⟨

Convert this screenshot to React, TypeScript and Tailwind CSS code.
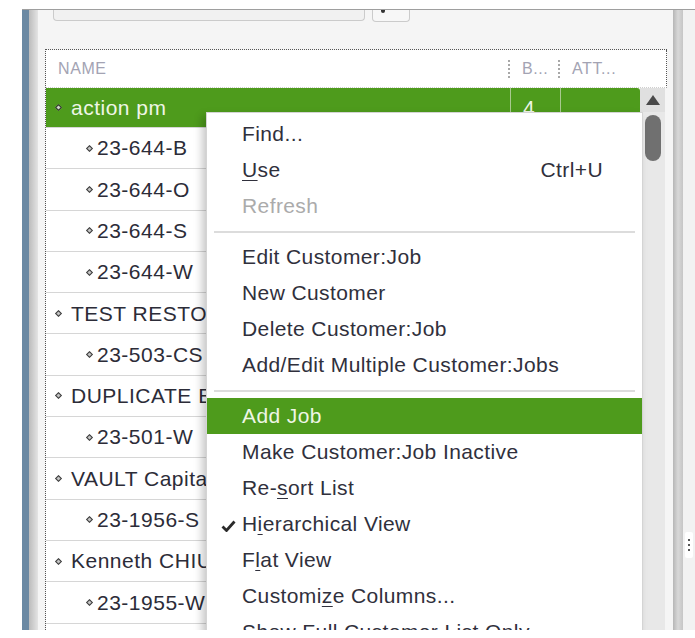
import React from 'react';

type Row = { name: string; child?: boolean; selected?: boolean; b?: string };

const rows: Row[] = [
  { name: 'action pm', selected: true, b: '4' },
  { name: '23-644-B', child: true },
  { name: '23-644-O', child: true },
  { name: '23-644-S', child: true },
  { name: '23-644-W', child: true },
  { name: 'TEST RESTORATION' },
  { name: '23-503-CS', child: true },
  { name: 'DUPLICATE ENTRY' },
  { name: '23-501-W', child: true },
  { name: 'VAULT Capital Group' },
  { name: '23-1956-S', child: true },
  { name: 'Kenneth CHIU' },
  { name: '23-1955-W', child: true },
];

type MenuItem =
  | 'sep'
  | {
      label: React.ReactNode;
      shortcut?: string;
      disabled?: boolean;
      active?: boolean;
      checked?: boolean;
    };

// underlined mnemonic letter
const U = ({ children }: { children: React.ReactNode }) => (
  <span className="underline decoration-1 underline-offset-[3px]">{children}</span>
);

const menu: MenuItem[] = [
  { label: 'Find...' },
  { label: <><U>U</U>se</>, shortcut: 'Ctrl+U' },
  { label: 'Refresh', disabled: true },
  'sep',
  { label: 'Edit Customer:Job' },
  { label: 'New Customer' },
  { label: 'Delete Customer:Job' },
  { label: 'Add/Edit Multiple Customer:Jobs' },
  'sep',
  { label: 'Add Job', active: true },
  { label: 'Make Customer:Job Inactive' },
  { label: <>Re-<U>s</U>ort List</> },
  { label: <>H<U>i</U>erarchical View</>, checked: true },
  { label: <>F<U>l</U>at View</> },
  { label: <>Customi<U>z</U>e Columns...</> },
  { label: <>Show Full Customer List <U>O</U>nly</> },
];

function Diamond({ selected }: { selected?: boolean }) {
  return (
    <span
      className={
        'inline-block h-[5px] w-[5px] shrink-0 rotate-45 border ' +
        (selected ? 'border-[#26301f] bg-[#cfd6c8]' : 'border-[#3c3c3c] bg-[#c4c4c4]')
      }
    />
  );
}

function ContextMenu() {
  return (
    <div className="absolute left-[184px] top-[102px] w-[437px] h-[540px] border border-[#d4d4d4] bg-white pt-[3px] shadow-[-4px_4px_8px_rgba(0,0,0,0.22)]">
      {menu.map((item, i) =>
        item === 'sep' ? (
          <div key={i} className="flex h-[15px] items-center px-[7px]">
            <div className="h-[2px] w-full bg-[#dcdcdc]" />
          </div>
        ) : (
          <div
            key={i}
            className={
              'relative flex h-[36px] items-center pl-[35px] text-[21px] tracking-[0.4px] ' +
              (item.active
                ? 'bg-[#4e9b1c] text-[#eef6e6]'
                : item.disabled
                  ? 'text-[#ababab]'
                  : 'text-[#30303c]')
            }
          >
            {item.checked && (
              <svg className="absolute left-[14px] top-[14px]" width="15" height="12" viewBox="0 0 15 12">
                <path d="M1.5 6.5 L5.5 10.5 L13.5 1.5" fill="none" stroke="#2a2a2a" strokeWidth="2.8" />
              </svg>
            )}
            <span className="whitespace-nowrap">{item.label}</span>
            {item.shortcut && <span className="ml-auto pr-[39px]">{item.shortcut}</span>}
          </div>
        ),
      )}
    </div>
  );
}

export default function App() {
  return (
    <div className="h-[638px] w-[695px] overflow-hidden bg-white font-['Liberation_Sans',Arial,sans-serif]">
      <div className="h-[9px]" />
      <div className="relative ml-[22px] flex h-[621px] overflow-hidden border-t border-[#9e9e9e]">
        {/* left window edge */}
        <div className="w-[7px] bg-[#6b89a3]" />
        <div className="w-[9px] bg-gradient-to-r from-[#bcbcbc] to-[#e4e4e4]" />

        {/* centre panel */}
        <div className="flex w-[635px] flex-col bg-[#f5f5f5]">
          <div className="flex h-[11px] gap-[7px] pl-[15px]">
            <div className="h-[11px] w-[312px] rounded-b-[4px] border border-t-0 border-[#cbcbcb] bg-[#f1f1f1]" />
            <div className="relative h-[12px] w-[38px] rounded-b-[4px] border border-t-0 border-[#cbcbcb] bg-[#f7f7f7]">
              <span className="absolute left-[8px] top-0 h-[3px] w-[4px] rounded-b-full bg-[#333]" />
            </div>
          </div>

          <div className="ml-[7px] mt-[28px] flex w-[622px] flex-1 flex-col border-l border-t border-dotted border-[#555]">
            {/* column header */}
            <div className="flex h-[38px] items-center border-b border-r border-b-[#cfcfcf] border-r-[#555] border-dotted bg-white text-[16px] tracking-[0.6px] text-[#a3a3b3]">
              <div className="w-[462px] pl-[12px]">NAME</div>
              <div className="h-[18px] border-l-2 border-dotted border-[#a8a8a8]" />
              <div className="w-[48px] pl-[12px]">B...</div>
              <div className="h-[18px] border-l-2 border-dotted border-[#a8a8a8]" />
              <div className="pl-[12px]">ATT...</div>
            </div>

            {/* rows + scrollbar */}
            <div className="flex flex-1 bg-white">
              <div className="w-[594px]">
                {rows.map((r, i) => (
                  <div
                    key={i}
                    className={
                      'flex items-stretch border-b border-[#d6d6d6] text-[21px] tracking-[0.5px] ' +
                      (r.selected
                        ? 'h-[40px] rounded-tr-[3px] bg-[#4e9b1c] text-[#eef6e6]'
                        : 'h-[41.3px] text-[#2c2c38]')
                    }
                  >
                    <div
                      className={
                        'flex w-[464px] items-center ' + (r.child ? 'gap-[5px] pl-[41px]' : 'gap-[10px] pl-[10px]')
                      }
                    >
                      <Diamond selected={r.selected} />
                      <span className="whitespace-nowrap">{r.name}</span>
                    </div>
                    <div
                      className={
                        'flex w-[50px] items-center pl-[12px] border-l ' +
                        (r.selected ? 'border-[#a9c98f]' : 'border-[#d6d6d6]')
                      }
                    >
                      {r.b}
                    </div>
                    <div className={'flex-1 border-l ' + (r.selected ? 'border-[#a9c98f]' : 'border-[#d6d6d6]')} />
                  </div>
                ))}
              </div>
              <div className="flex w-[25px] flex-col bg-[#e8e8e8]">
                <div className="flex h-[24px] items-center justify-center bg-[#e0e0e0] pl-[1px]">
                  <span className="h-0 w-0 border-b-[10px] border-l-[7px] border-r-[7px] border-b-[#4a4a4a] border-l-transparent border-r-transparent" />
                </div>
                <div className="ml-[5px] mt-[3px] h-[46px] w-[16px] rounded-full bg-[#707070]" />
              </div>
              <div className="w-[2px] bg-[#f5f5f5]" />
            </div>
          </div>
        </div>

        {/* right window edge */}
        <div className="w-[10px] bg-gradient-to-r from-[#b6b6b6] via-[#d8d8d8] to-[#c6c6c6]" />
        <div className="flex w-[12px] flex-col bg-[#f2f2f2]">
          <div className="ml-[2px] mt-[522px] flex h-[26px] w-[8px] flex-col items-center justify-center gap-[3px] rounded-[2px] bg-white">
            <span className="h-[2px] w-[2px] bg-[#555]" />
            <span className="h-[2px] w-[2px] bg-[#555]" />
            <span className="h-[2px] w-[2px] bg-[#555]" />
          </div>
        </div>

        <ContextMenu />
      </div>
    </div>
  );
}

⟩

Exercise requirements:
Working from the lines above, reproduce the material exactly and exclude its pictures.

Result of this task:
Convert this screenshot to React, TypeScript and Tailwind CSS code.
import React from 'react';

type Row = { name: string; child?: boolean; selected?: boolean; b?: string };

const rows: Row[] = [
  { name: 'action pm', selected: true, b: '4' },
  { name: '23-644-B', child: true },
  { name: '23-644-O', child: true },
  { name: '23-644-S', child: true },
  { name: '23-644-W', child: true },
  { name: 'TEST RESTORATION' },
  { name: '23-503-CS', child: true },
  { name: 'DUPLICATE ENTRY' },
  { name: '23-501-W', child: true },
  { name: 'VAULT Capital Group' },
  { name: '23-1956-S', child: true },
  { name: 'Kenneth CHIU' },
  { name: '23-1955-W', child: true },
];

type MenuItem =
  | 'sep'
  | {
      label: React.ReactNode;
      shortcut?: string;
      disabled?: boolean;
      active?: boolean;
      checked?: boolean;
    };

// underlined mnemonic letter
const U = ({ children }: { children: React.ReactNode }) => (
  <span className="underline decoration-1 underline-offset-[3px]">{children}</span>
);

const menu: MenuItem[] = [
  { label: 'Find...' },
  { label: <><U>U</U>se</>, shortcut: 'Ctrl+U' },
  { label: 'Refresh', disabled: true },
  'sep',
  { label: 'Edit Customer:Job' },
  { label: 'New Customer' },
  { label: 'Delete Customer:Job' },
  { label: 'Add/Edit Multiple Customer:Jobs' },
  'sep',
  { label: 'Add Job', active: true },
  { label: 'Make Customer:Job Inactive' },
  { label: <>Re-<U>s</U>ort List</> },
  { label: <>H<U>i</U>erarchical View</>, checked: true },
  { label: <>F<U>l</U>at View</> },
  { label: <>Customi<U>z</U>e Columns...</> },
  { label: <>Show Full Customer List <U>O</U>nly</> },
];

function Diamond({ selected }: { selected?: boolean }) {
  return (
    <span
      className={
        'inline-block h-[5px] w-[5px] shrink-0 rotate-45 border ' +
        (selected ? 'border-[#26301f] bg-[#cfd6c8]' : 'border-[#3c3c3c] bg-[#c4c4c4]')
      }
    />
  );
}

function ContextMenu() {
  return (
    <div className="absolute left-[184px] top-[102px] w-[437px] h-[540px] border border-[#d4d4d4] bg-white pt-[3px] shadow-[-4px_4px_8px_rgba(0,0,0,0.22)]">
      {menu.map((item, i) =>
        item === 'sep' ? (
          <div key={i} className="flex h-[15px] items-center px-[7px]">
            <div className="h-[2px] w-full bg-[#dcdcdc]" />
          </div>
        ) : (
          <div
            key={i}
            className={
              'relative flex h-[36px] items-center pl-[35px] text-[21px] tracking-[0.4px] ' +
              (item.active
                ? 'bg-[#4e9b1c] text-[#eef6e6]'
                : item.disabled
                  ? 'text-[#ababab]'
                  : 'text-[#30303c]')
            }
          >
            {item.checked && (
              <svg className="absolute left-[14px] top-[14px]" width="15" height="12" viewBox="0 0 15 12">
                <path d="M1.5 6.5 L5.5 10.5 L13.5 1.5" fill="none" stroke="#2a2a2a" strokeWidth="2.8" />
              </svg>
            )}
            <span className="whitespace-nowrap">{item.label}</span>
            {item.shortcut && <span className="ml-auto pr-[39px]">{item.shortcut}</span>}
          </div>
        ),
      )}
    </div>
  );
}

export default function App() {
  return (
    <div className="h-[638px] w-[695px] overflow-hidden bg-white font-['Liberation_Sans',Arial,sans-serif]">
      <div className="h-[9px]" />
      <div className="relative ml-[22px] flex h-[621px] overflow-hidden border-t border-[#9e9e9e]">
        {/* left window edge */}
        <div className="w-[7px] bg-[#6b89a3]" />
        <div className="w-[9px] bg-gradient-to-r from-[#bcbcbc] to-[#e4e4e4]" />

        {/* centre panel */}
        <div className="flex w-[635px] flex-col bg-[#f5f5f5]">
          <div className="flex h-[11px] gap-[7px] pl-[15px]">
            <div className="h-[11px] w-[312px] rounded-b-[4px] border border-t-0 border-[#cbcbcb] bg-[#f1f1f1]" />
            <div className="relative h-[12px] w-[38px] rounded-b-[4px] border border-t-0 border-[#cbcbcb] bg-[#f7f7f7]">
              <span className="absolute left-[8px] top-0 h-[3px] w-[4px] rounded-b-full bg-[#333]" />
            </div>
          </div>

          <div className="ml-[7px] mt-[28px] flex w-[622px] flex-1 flex-col border-l border-t border-dotted border-[#555]">
            {/* column header */}
            <div className="flex h-[38px] items-center border-b border-r border-b-[#cfcfcf] border-r-[#555] border-dotted bg-white text-[16px] tracking-[0.6px] text-[#a3a3b3]">
              <div className="w-[462px] pl-[12px]">NAME</div>
              <div className="h-[18px] border-l-2 border-dotted border-[#a8a8a8]" />
              <div className="w-[48px] pl-[12px]">B...</div>
              <div className="h-[18px] border-l-2 border-dotted border-[#a8a8a8]" />
              <div className="pl-[12px]">ATT...</div>
            </div>

            {/* rows + scrollbar */}
            <div className="flex flex-1 bg-white">
              <div className="w-[594px]">
                {rows.map((r, i) => (
                  <div
                    key={i}
                    className={
                      'flex items-stretch border-b border-[#d6d6d6] text-[21px] tracking-[0.5px] ' +
                      (r.selected
                        ? 'h-[40px] rounded-tr-[3px] bg-[#4e9b1c] text-[#eef6e6]'
                        : 'h-[41.3px] text-[#2c2c38]')
                    }
                  >
                    <div
                      className={
                        'flex w-[464px] items-center ' + (r.child ? 'gap-[5px] pl-[41px]' : 'gap-[10px] pl-[10px]')
                      }
                    >
                      <Diamond selected={r.selected} />
                      <span className="whitespace-nowrap">{r.name}</span>
                    </div>
                    <div
                      className={
                        'flex w-[50px] items-center pl-[12px] border-l ' +
                        (r.selected ? 'border-[#a9c98f]' : 'border-[#d6d6d6]')
                      }
                    >
                      {r.b}
                    </div>
                    <div className={'flex-1 border-l ' + (r.selected ? 'border-[#a9c98f]' : 'border-[#d6d6d6]')} />
                  </div>
                ))}
              </div>
              <div className="flex w-[25px] flex-col bg-[#e8e8e8]">
                <div className="flex h-[24px] items-center justify-center bg-[#e0e0e0] pl-[1px]">
                  <span className="h-0 w-0 border-b-[10px] border-l-[7px] border-r-[7px] border-b-[#4a4a4a] border-l-transparent border-r-transparent" />
                </div>
                <div className="ml-[5px] mt-[3px] h-[46px] w-[16px] rounded-full bg-[#707070]" />
              </div>
              <div className="w-[2px] bg-[#f5f5f5]" />
            </div>
          </div>
        </div>

        {/* right window edge */}
        <div className="w-[10px] bg-gradient-to-r from-[#b6b6b6] via-[#d8d8d8] to-[#c6c6c6]" />
        <div className="flex w-[12px] flex-col bg-[#f2f2f2]">
          <div className="ml-[2px] mt-[522px] flex h-[26px] w-[8px] flex-col items-center justify-center gap-[3px] rounded-[2px] bg-white">
            <span className="h-[2px] w-[2px] bg-[#555]" />
            <span className="h-[2px] w-[2px] bg-[#555]" />
            <span className="h-[2px] w-[2px] bg-[#555]" />
          </div>
        </div>

        <ContextMenu />
      </div>
    </div>
  );
}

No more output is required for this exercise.